-------- Stored records --------
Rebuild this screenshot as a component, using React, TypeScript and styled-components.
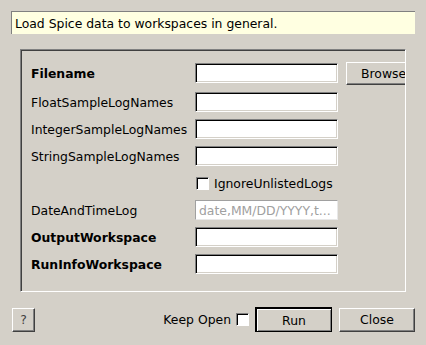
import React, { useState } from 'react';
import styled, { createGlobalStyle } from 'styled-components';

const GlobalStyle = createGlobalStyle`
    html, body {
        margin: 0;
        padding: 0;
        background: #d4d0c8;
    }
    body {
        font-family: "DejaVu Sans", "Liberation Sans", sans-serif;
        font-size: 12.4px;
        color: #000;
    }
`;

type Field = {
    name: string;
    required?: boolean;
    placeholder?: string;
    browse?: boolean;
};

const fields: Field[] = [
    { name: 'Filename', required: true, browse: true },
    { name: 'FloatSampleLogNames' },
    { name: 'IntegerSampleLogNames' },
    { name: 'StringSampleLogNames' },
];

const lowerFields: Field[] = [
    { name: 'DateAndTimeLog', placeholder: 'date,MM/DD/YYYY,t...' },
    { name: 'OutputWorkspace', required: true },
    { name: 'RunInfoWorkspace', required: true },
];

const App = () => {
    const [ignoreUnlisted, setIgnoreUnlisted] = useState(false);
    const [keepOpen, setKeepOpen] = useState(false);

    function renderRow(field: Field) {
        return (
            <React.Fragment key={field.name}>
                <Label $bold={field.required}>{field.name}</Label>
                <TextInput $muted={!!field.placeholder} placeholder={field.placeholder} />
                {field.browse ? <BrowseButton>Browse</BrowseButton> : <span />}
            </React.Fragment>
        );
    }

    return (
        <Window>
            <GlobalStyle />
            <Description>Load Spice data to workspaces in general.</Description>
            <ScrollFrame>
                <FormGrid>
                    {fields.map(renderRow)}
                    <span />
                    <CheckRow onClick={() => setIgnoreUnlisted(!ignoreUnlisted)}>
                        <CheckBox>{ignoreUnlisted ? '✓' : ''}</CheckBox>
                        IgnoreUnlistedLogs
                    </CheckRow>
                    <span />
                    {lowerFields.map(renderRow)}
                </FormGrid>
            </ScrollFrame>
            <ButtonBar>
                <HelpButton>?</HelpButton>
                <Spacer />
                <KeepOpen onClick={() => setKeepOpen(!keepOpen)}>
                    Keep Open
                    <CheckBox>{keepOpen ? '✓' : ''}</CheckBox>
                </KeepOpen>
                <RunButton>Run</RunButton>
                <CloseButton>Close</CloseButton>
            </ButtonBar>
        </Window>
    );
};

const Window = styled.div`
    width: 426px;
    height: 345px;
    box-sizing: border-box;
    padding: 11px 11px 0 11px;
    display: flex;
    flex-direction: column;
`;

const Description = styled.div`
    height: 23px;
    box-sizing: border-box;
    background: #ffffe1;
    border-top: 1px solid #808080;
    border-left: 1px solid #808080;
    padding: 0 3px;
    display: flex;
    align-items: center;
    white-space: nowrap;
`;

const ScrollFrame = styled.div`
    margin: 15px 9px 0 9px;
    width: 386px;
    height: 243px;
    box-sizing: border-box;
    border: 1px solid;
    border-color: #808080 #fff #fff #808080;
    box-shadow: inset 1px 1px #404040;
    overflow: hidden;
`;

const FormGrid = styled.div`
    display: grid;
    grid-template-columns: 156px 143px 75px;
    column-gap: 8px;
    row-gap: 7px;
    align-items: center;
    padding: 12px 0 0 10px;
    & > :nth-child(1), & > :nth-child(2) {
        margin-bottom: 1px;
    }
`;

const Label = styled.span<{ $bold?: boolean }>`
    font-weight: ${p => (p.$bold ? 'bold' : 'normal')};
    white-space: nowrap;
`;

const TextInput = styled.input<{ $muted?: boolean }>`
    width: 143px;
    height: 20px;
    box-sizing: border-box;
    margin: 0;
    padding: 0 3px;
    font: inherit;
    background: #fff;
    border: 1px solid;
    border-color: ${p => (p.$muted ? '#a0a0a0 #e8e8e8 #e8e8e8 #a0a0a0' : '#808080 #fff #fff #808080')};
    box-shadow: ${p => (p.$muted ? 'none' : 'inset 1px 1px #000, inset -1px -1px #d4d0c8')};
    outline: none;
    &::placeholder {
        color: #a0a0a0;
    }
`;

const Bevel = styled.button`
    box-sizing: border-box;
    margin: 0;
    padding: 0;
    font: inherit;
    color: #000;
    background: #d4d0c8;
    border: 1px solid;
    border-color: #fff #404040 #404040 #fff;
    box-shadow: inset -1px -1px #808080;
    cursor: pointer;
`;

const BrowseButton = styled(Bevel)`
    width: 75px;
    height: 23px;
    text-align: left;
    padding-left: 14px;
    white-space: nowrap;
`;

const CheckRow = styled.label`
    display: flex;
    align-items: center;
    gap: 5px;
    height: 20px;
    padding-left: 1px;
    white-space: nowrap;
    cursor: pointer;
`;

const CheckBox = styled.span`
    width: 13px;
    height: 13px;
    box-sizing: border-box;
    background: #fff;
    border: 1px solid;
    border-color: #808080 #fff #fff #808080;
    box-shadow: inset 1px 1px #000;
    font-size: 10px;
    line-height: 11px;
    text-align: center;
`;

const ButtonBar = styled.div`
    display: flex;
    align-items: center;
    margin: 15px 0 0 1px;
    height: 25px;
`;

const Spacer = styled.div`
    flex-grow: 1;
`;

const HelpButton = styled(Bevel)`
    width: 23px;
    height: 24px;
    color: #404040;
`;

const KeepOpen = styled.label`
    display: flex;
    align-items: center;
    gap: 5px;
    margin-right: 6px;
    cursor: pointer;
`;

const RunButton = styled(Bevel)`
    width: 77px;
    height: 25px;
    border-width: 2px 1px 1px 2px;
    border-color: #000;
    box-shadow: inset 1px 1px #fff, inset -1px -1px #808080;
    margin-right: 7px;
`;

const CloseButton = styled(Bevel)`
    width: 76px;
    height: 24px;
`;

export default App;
--------
-------- Stored records --------
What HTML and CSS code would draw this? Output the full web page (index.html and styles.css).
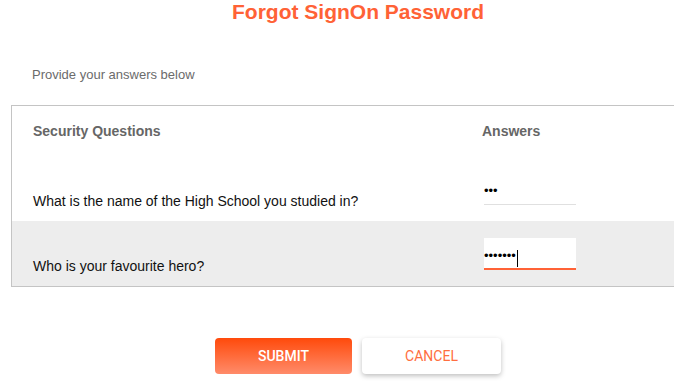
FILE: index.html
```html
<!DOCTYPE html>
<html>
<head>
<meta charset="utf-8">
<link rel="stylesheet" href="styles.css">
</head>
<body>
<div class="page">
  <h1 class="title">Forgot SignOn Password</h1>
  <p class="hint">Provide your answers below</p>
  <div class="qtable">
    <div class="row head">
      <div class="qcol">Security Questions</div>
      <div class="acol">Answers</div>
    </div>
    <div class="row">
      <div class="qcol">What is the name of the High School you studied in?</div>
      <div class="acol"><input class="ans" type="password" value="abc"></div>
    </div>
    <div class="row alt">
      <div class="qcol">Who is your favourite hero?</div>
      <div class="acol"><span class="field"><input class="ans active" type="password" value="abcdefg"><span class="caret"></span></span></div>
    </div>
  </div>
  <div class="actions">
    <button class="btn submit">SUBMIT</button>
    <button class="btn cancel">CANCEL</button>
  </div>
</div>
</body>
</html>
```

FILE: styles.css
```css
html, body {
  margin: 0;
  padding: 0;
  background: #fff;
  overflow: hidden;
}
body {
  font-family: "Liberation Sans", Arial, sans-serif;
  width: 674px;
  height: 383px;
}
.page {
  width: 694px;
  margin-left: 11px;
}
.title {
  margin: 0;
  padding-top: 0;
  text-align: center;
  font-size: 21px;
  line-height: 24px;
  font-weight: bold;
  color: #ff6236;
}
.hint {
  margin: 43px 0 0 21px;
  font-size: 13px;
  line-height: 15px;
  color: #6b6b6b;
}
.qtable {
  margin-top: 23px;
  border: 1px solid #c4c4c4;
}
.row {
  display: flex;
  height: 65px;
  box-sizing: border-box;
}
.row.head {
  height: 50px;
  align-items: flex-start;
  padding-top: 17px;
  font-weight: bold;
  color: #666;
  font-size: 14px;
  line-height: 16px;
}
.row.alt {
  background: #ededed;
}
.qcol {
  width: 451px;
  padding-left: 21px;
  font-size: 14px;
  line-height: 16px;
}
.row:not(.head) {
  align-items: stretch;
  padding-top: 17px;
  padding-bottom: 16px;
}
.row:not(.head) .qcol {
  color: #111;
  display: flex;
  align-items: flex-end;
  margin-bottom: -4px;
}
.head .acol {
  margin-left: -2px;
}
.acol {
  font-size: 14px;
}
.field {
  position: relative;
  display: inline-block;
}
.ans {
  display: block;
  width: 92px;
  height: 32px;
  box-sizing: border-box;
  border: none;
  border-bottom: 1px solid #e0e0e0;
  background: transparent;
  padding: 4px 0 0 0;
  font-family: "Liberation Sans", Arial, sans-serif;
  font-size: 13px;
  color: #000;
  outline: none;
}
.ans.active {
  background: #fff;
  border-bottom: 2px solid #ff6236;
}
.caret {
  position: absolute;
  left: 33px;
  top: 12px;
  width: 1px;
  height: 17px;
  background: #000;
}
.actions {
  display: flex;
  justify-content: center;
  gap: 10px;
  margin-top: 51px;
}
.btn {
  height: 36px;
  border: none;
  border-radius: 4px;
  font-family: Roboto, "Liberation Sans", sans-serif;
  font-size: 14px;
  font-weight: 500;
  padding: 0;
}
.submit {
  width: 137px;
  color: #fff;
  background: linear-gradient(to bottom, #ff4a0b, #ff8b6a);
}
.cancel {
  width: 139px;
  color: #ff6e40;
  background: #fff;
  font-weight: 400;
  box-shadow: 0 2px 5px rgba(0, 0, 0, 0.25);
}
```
--------
-------- Stored records --------
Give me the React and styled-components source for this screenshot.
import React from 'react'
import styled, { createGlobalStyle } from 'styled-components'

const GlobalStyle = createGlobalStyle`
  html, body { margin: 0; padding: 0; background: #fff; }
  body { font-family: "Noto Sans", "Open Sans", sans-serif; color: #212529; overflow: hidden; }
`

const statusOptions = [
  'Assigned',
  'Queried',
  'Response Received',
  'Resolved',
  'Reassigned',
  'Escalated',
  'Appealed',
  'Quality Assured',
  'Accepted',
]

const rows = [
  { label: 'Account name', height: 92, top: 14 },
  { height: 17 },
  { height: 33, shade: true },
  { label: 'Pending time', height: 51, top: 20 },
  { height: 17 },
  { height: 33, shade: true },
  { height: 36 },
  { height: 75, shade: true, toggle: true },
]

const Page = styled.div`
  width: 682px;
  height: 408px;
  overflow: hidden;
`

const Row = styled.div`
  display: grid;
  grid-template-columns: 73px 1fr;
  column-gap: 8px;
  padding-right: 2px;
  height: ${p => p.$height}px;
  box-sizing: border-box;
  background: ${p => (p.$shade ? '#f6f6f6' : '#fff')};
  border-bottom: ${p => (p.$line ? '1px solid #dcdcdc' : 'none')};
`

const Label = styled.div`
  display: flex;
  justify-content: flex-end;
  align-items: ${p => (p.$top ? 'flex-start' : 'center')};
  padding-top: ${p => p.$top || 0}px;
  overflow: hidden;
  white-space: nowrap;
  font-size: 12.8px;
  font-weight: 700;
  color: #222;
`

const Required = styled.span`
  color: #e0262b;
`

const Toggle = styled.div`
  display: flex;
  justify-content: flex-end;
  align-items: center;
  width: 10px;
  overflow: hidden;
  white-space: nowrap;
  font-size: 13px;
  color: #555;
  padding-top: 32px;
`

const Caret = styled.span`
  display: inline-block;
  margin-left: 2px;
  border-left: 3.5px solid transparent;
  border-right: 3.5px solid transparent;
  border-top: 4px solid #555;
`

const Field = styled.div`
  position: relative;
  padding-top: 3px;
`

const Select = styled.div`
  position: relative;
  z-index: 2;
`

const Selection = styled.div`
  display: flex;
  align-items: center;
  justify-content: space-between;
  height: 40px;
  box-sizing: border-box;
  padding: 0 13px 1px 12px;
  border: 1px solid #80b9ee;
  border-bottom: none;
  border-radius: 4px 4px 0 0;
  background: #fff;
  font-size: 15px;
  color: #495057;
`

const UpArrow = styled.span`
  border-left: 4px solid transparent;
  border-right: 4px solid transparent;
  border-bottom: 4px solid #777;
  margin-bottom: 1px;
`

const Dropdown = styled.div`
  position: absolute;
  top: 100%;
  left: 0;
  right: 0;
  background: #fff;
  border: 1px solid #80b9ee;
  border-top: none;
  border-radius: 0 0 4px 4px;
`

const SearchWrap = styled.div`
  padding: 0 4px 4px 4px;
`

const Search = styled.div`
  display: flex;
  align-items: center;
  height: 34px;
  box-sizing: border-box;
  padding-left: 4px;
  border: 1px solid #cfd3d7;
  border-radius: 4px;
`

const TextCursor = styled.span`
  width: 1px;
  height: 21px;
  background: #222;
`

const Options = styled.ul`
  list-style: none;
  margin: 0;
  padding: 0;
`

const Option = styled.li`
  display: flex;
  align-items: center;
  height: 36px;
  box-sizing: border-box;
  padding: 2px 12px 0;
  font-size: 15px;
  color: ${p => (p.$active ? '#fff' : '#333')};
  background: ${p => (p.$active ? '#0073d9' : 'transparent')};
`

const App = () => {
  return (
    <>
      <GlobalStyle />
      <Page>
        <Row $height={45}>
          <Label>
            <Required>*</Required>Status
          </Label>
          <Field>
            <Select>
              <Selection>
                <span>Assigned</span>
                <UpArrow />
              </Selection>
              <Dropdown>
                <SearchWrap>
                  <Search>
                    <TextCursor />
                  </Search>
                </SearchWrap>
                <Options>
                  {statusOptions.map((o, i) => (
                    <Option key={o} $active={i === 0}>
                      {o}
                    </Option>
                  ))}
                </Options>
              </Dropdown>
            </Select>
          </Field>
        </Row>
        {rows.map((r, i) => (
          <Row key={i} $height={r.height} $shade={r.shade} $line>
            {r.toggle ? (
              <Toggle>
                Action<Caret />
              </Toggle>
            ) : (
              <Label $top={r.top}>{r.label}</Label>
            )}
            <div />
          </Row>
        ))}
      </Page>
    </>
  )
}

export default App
--------
** Requirements **
Working from the entries above, reproduce exactly and only the lines beginning with the line that has "Rebuild this screenshot" and ending with the line that has "const [keepOpen, setKeepOpen]"; omit all pictures.

** Exercise solution **
Rebuild this screenshot as a component, using React, TypeScript and styled-components.
import React, { useState } from 'react';
import styled, { createGlobalStyle } from 'styled-components';

const GlobalStyle = createGlobalStyle`
    html, body {
        margin: 0;
        padding: 0;
        background: #d4d0c8;
    }
    body {
        font-family: "DejaVu Sans", "Liberation Sans", sans-serif;
        font-size: 12.4px;
        color: #000;
    }
`;

type Field = {
    name: string;
    required?: boolean;
    placeholder?: string;
    browse?: boolean;
};

const fields: Field[] = [
    { name: 'Filename', required: true, browse: true },
    { name: 'FloatSampleLogNames' },
    { name: 'IntegerSampleLogNames' },
    { name: 'StringSampleLogNames' },
];

const lowerFields: Field[] = [
    { name: 'DateAndTimeLog', placeholder: 'date,MM/DD/YYYY,t...' },
    { name: 'OutputWorkspace', required: true },
    { name: 'RunInfoWorkspace', required: true },
];

const App = () => {
    const [ignoreUnlisted, setIgnoreUnlisted] = useState(false);
    const [keepOpen, setKeepOpen] = useState(false);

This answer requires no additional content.